Problem to solve:
Output the material exactly, but drop every image it holds.

* * * * * * * * *

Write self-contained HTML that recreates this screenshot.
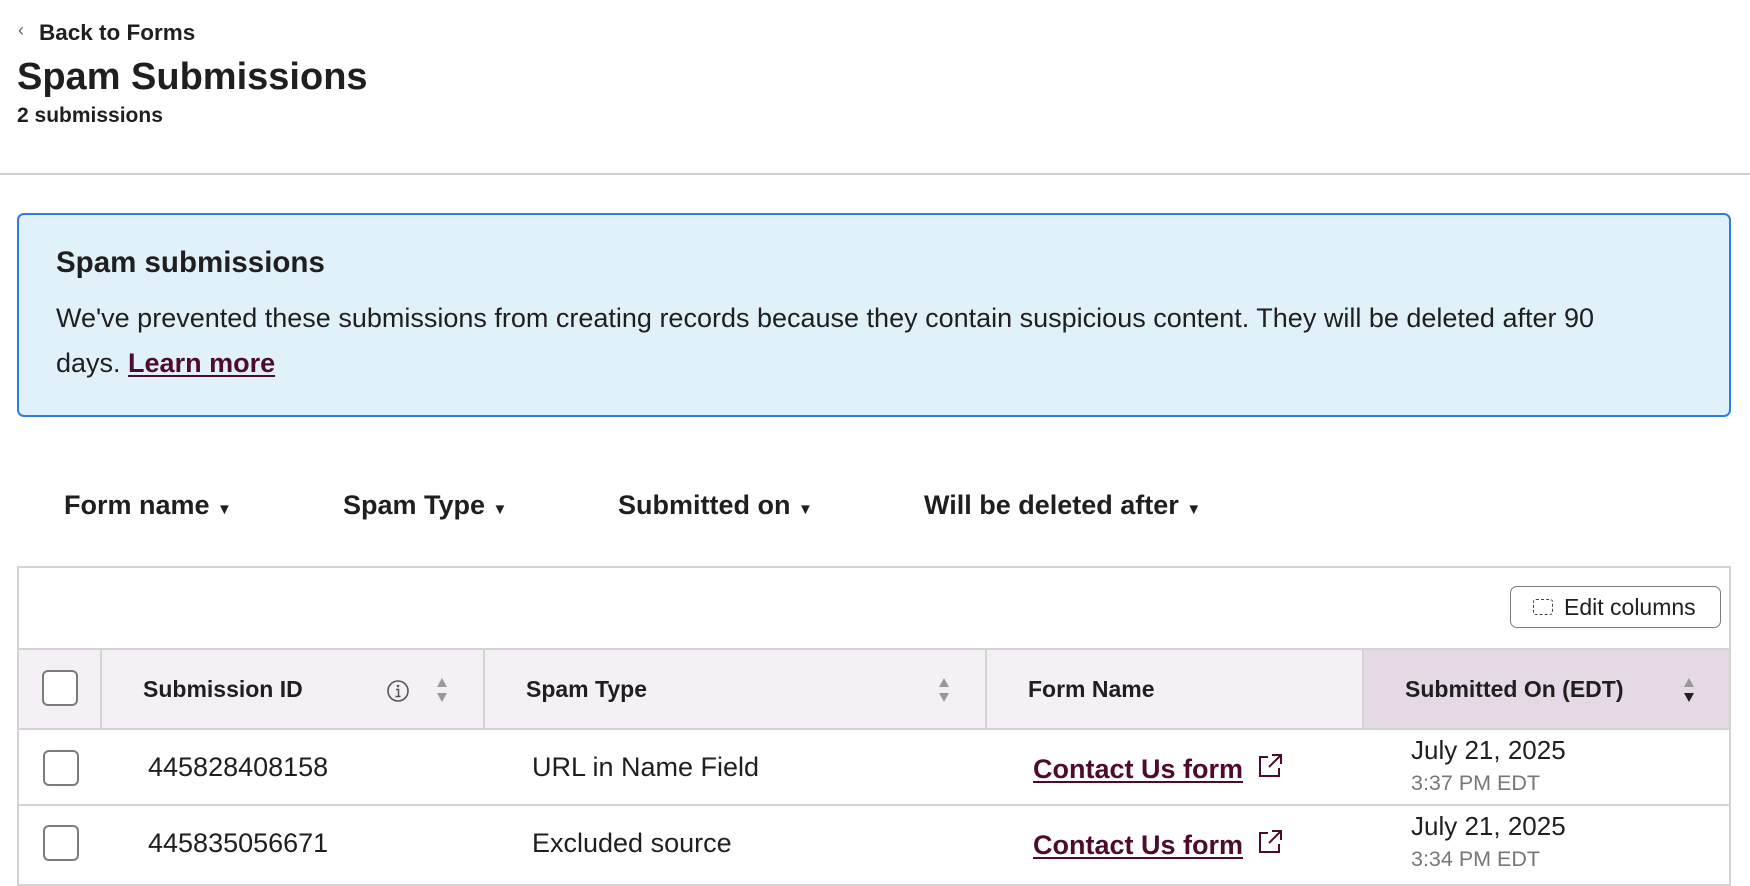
<!DOCTYPE html>
<html><head><meta charset="utf-8"><style>
*{box-sizing:border-box;margin:0;padding:0}
body{width:1750px;height:878px;overflow:hidden;background:#fff;font-family:"Liberation Sans",sans-serif;color:#1f1f1f;position:relative}
.a{position:absolute;white-space:nowrap;line-height:1.15}
.b{font-weight:bold}
.link{color:#4f0a2f;font-weight:bold;text-decoration:underline;text-underline-offset:3px}
.cb{position:absolute;width:36px;height:36px;border:2px solid #7c7c7c;border-radius:6px;background:#fff}
.sort{position:absolute;width:12px;height:26px}
</style></head><body>
<div class="a" style="left:18px;top:20px;font-size:18px;color:#666">&#8249;</div>
<div class="a b" style="left:39px;top:20px;font-size:22.5px">Back to Forms</div>
<div class="a b" style="left:17px;top:56px;font-size:38px">Spam Submissions</div>
<div class="a b" style="left:17px;top:104px;font-size:21px">2 submissions</div>
<div class="a" style="left:0;top:173px;width:1750px;height:2px;background:#d0d0d0"></div>

<div class="a" style="left:17px;top:213px;width:1714px;height:204px;background:#e1f1fa;border:2px solid #2f7de1;border-radius:7px"></div>
<div class="a b" style="left:56px;top:246px;font-size:29.5px">Spam submissions</div>
<div class="a" style="left:56px;top:296px;font-size:27px;line-height:45px;white-space:normal;width:1660px">We've prevented these submissions from creating records because they contain suspicious content. They will be deleted after 90<br>days. <span class="link">Learn more</span></div>

<div class="a b" style="left:64px;top:490px;font-size:27px">Form name <span style="font-size:15px">&#9660;</span></div>
<div class="a b" style="left:343px;top:490px;font-size:27px">Spam Type <span style="font-size:15px">&#9660;</span></div>
<div class="a b" style="left:618px;top:490px;font-size:27px">Submitted on <span style="font-size:15px">&#9660;</span></div>
<div class="a b" style="left:924px;top:490px;font-size:27px">Will be deleted after <span style="font-size:15px">&#9660;</span></div>

<div class="a" style="left:17px;top:566px;width:1714px;height:320px;border:2px solid #d4d4d4"></div>
<div class="a" style="left:1510px;top:586px;width:211px;height:42px;border:1.5px solid #7c7c7c;border-radius:7px;background:#fff"></div>
<div class="a" style="left:1533px;top:599px;width:20px;height:16px;border:1.5px dashed #444;border-radius:3px"></div>
<div class="a" style="left:1564px;top:594px;font-size:23px">Edit columns</div>

<div class="a" style="left:19px;top:648px;width:1710px;height:82px;background:#f5f0f6;border-top:2px solid #d4d4d4;border-bottom:2px solid #d4d4d4"></div>
<div class="a" style="left:1363px;top:650px;width:366px;height:78px;background:#e5d9e6"></div>
<div class="a" style="left:100px;top:650px;width:2px;height:78px;background:#d4d4d4"></div>
<div class="a" style="left:483px;top:650px;width:2px;height:78px;background:#d4d4d4"></div>
<div class="a" style="left:985px;top:650px;width:2px;height:78px;background:#d4d4d4"></div>
<div class="a" style="left:1362px;top:650px;width:2px;height:78px;background:#d4d4d4"></div>

<div class="cb" style="left:42px;top:670px"></div>
<div class="a b" style="left:143px;top:676px;font-size:23px">Submission ID</div>
<svg class="a" style="left:386px;top:679px" width="24" height="24" viewBox="0 0 24 24"><circle cx="12" cy="12" r="10" fill="none" stroke="#555" stroke-width="1.6"/><circle cx="12" cy="7" r="1.3" fill="#555"/><path d="M10 10.5h2.5v7M9.5 17.5h5" stroke="#555" stroke-width="1.5" fill="none"/></svg>
<svg class="sort" style="left:436px;top:677px" viewBox="0 0 12 26"><path d="M6 1l5 9H1z" fill="#999"/><path d="M6 25l5-9H1z" fill="#999"/></svg>
<div class="a b" style="left:526px;top:676px;font-size:23px">Spam Type</div>
<svg class="sort" style="left:938px;top:677px" viewBox="0 0 12 26"><path d="M6 1l5 9H1z" fill="#999"/><path d="M6 25l5-9H1z" fill="#999"/></svg>
<div class="a b" style="left:1028px;top:676px;font-size:23px">Form Name</div>
<div class="a b" style="left:1405px;top:676px;font-size:23px">Submitted On (EDT)</div>
<svg class="sort" style="left:1683px;top:677px" viewBox="0 0 12 26"><path d="M6 1l5 9H1z" fill="#999"/><path d="M6 25l5-9H1z" fill="#222"/></svg>

<div class="a" style="left:19px;top:804px;width:1710px;height:2px;background:#d4d4d4"></div>

<div class="cb" style="left:43px;top:750px"></div>
<div class="a" style="left:148px;top:752px;font-size:27px">445828408158</div>
<div class="a" style="left:532px;top:752px;font-size:27px">URL in Name Field</div>
<div class="a link" style="left:1033px;top:754px;font-size:27px">Contact Us form</div>
<svg class="a" style="left:1257px;top:753px" width="26" height="26" viewBox="0 0 26 26"><path d="M11 4H3v19h19v-8M15 2h9v9M24 2L12 14" fill="none" stroke="#4f0a2f" stroke-width="2"/></svg>
<div class="a" style="left:1411px;top:736px;font-size:26px">July 21, 2025</div>
<div class="a" style="left:1411px;top:771px;font-size:21.5px;color:#777">3:37 PM EDT</div>

<div class="cb" style="left:43px;top:825px"></div>
<div class="a" style="left:148px;top:828px;font-size:27px">445835056671</div>
<div class="a" style="left:532px;top:828px;font-size:27px">Excluded source</div>
<div class="a link" style="left:1033px;top:830px;font-size:27px">Contact Us form</div>
<svg class="a" style="left:1257px;top:829px" width="26" height="26" viewBox="0 0 26 26"><path d="M11 4H3v19h19v-8M15 2h9v9M24 2L12 14" fill="none" stroke="#4f0a2f" stroke-width="2"/></svg>
<div class="a" style="left:1411px;top:812px;font-size:26px">July 21, 2025</div>
<div class="a" style="left:1411px;top:847px;font-size:21.5px;color:#777">3:34 PM EDT</div>
</body></html>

* * * * * * * * *

Result of the exercise:
Write self-contained HTML that recreates this screenshot.
<!DOCTYPE html>
<html><head><meta charset="utf-8"><style>
*{box-sizing:border-box;margin:0;padding:0}
body{width:1750px;height:878px;overflow:hidden;background:#fff;font-family:"Liberation Sans",sans-serif;color:#1f1f1f;position:relative}
.a{position:absolute;white-space:nowrap;line-height:1.15}
.b{font-weight:bold}
.link{color:#4f0a2f;font-weight:bold;text-decoration:underline;text-underline-offset:3px}
.cb{position:absolute;width:36px;height:36px;border:2px solid #7c7c7c;border-radius:6px;background:#fff}
.sort{position:absolute;width:12px;height:26px}
</style></head><body>
<div class="a" style="left:18px;top:20px;font-size:18px;color:#666">&#8249;</div>
<div class="a b" style="left:39px;top:20px;font-size:22.5px">Back to Forms</div>
<div class="a b" style="left:17px;top:56px;font-size:38px">Spam Submissions</div>
<div class="a b" style="left:17px;top:104px;font-size:21px">2 submissions</div>
<div class="a" style="left:0;top:173px;width:1750px;height:2px;background:#d0d0d0"></div>

<div class="a" style="left:17px;top:213px;width:1714px;height:204px;background:#e1f1fa;border:2px solid #2f7de1;border-radius:7px"></div>
<div class="a b" style="left:56px;top:246px;font-size:29.5px">Spam submissions</div>
<div class="a" style="left:56px;top:296px;font-size:27px;line-height:45px;white-space:normal;width:1660px">We've prevented these submissions from creating records because they contain suspicious content. They will be deleted after 90<br>days. <span class="link">Learn more</span></div>

<div class="a b" style="left:64px;top:490px;font-size:27px">Form name <span style="font-size:15px">&#9660;</span></div>
<div class="a b" style="left:343px;top:490px;font-size:27px">Spam Type <span style="font-size:15px">&#9660;</span></div>
<div class="a b" style="left:618px;top:490px;font-size:27px">Submitted on <span style="font-size:15px">&#9660;</span></div>
<div class="a b" style="left:924px;top:490px;font-size:27px">Will be deleted after <span style="font-size:15px">&#9660;</span></div>

<div class="a" style="left:17px;top:566px;width:1714px;height:320px;border:2px solid #d4d4d4"></div>
<div class="a" style="left:1510px;top:586px;width:211px;height:42px;border:1.5px solid #7c7c7c;border-radius:7px;background:#fff"></div>
<div class="a" style="left:1533px;top:599px;width:20px;height:16px;border:1.5px dashed #444;border-radius:3px"></div>
<div class="a" style="left:1564px;top:594px;font-size:23px">Edit columns</div>

<div class="a" style="left:19px;top:648px;width:1710px;height:82px;background:#f5f0f6;border-top:2px solid #d4d4d4;border-bottom:2px solid #d4d4d4"></div>
<div class="a" style="left:1363px;top:650px;width:366px;height:78px;background:#e5d9e6"></div>
<div class="a" style="left:100px;top:650px;width:2px;height:78px;background:#d4d4d4"></div>
<div class="a" style="left:483px;top:650px;width:2px;height:78px;background:#d4d4d4"></div>
<div class="a" style="left:985px;top:650px;width:2px;height:78px;background:#d4d4d4"></div>
<div class="a" style="left:1362px;top:650px;width:2px;height:78px;background:#d4d4d4"></div>

<div class="cb" style="left:42px;top:670px"></div>
<div class="a b" style="left:143px;top:676px;font-size:23px">Submission ID</div>
<svg class="a" style="left:386px;top:679px" width="24" height="24" viewBox="0 0 24 24"><circle cx="12" cy="12" r="10" fill="none" stroke="#555" stroke-width="1.6"/><circle cx="12" cy="7" r="1.3" fill="#555"/><path d="M10 10.5h2.5v7M9.5 17.5h5" stroke="#555" stroke-width="1.5" fill="none"/></svg>
<svg class="sort" style="left:436px;top:677px" viewBox="0 0 12 26"><path d="M6 1l5 9H1z" fill="#999"/><path d="M6 25l5-9H1z" fill="#999"/></svg>
<div class="a b" style="left:526px;top:676px;font-size:23px">Spam Type</div>
<svg class="sort" style="left:938px;top:677px" viewBox="0 0 12 26"><path d="M6 1l5 9H1z" fill="#999"/><path d="M6 25l5-9H1z" fill="#999"/></svg>
<div class="a b" style="left:1028px;top:676px;font-size:23px">Form Name</div>
<div class="a b" style="left:1405px;top:676px;font-size:23px">Submitted On (EDT)</div>
<svg class="sort" style="left:1683px;top:677px" viewBox="0 0 12 26"><path d="M6 1l5 9H1z" fill="#999"/><path d="M6 25l5-9H1z" fill="#222"/></svg>

<div class="a" style="left:19px;top:804px;width:1710px;height:2px;background:#d4d4d4"></div>

<div class="cb" style="left:43px;top:750px"></div>
<div class="a" style="left:148px;top:752px;font-size:27px">445828408158</div>
<div class="a" style="left:532px;top:752px;font-size:27px">URL in Name Field</div>
<div class="a link" style="left:1033px;top:754px;font-size:27px">Contact Us form</div>
<svg class="a" style="left:1257px;top:753px" width="26" height="26" viewBox="0 0 26 26"><path d="M11 4H3v19h19v-8M15 2h9v9M24 2L12 14" fill="none" stroke="#4f0a2f" stroke-width="2"/></svg>
<div class="a" style="left:1411px;top:736px;font-size:26px">July 21, 2025</div>
<div class="a" style="left:1411px;top:771px;font-size:21.5px;color:#777">3:37 PM EDT</div>

<div class="cb" style="left:43px;top:825px"></div>
<div class="a" style="left:148px;top:828px;font-size:27px">445835056671</div>
<div class="a" style="left:532px;top:828px;font-size:27px">Excluded source</div>
<div class="a link" style="left:1033px;top:830px;font-size:27px">Contact Us form</div>
<svg class="a" style="left:1257px;top:829px" width="26" height="26" viewBox="0 0 26 26"><path d="M11 4H3v19h19v-8M15 2h9v9M24 2L12 14" fill="none" stroke="#4f0a2f" stroke-width="2"/></svg>
<div class="a" style="left:1411px;top:812px;font-size:26px">July 21, 2025</div>
<div class="a" style="left:1411px;top:847px;font-size:21.5px;color:#777">3:34 PM EDT</div>
</body></html>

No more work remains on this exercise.